──────── Source excerpt ────────

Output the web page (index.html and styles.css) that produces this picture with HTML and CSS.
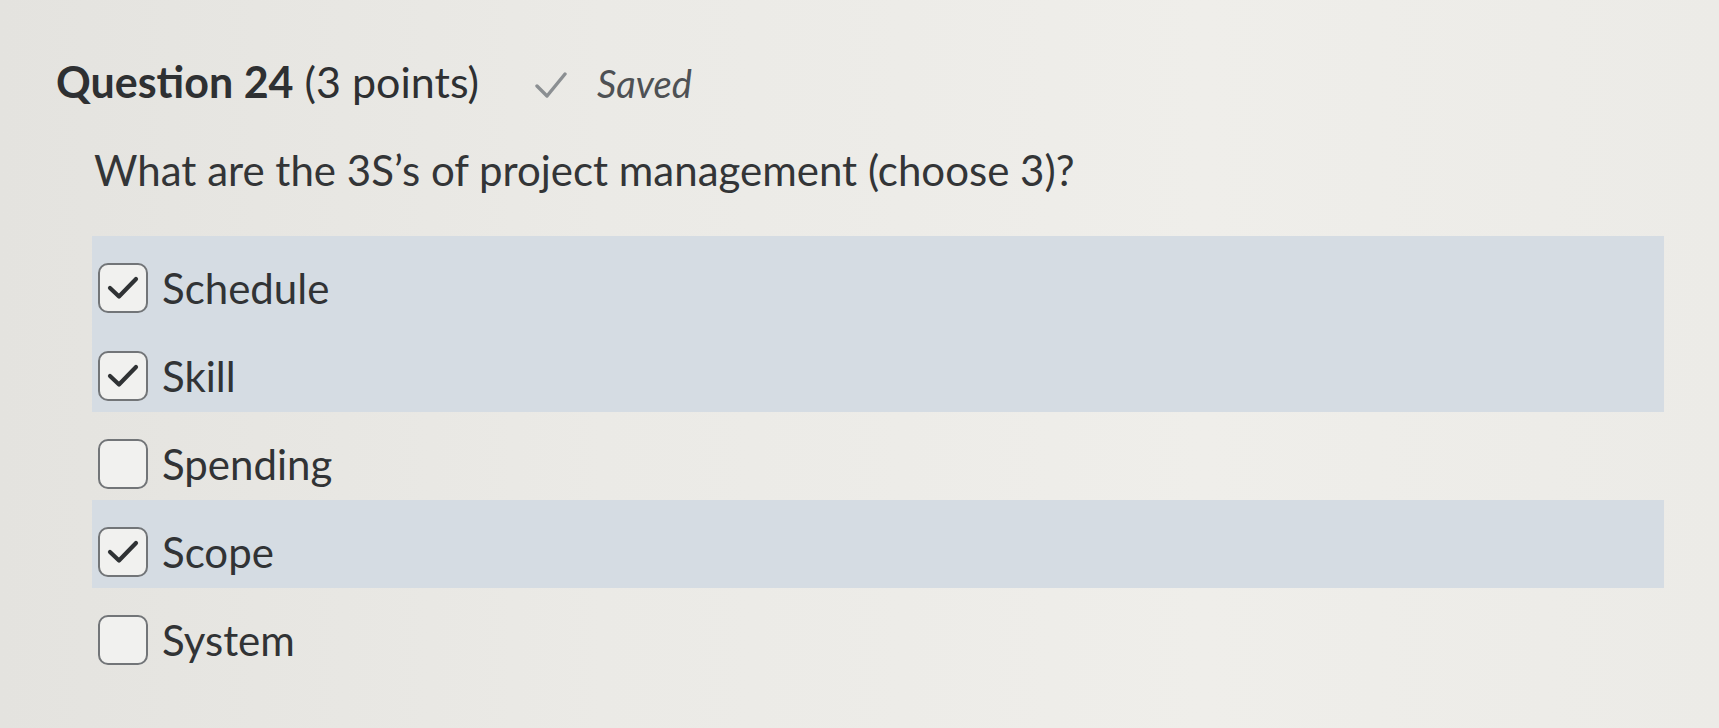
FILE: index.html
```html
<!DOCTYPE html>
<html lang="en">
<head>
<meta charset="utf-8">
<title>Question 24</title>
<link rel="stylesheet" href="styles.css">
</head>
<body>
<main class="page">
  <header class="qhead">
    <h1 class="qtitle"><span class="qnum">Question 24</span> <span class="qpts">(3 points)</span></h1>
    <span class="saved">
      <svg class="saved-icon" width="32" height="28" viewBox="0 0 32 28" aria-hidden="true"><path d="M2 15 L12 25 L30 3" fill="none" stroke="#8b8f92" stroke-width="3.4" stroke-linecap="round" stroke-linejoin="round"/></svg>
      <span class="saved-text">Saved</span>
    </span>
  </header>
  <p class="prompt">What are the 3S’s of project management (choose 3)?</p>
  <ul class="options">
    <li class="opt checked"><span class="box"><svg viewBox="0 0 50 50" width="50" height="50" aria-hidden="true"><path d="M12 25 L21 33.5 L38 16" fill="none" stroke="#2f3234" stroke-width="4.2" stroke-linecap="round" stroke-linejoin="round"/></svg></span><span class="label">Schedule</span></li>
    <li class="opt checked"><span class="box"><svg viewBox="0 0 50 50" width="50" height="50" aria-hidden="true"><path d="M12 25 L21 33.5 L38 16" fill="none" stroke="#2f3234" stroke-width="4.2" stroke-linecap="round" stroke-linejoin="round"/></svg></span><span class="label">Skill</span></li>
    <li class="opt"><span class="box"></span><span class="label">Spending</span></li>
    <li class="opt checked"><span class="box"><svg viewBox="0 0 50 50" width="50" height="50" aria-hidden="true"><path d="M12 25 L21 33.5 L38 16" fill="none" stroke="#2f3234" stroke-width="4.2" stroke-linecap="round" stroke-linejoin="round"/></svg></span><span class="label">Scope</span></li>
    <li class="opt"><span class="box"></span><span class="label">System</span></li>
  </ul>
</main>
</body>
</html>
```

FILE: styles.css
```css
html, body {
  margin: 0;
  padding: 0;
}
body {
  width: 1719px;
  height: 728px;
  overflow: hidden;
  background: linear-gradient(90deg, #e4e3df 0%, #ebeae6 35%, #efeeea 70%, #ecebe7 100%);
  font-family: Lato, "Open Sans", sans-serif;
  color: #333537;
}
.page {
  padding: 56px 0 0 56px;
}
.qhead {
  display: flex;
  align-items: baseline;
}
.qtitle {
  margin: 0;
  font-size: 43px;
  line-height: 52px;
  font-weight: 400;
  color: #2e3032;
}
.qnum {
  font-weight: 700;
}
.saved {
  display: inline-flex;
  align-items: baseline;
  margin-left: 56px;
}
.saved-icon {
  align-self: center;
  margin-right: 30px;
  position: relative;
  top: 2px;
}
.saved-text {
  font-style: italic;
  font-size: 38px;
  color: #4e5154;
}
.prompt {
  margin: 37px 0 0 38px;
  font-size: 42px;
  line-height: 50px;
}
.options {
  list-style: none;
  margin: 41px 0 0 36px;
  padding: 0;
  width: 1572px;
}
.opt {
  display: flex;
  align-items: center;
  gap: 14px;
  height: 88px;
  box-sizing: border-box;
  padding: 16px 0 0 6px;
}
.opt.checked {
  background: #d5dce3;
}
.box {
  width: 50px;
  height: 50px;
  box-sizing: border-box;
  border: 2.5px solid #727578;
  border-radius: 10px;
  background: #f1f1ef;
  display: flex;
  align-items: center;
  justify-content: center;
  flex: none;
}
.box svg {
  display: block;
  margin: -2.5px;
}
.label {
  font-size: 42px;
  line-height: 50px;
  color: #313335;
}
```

────────

- Work to complete -
All lines above containing the string "styles" are to be collected.

- Complete response -
Output the web page (index.html and styles.css) that produces this picture with HTML and CSS.
<link rel="stylesheet" href="styles.css">
FILE: styles.css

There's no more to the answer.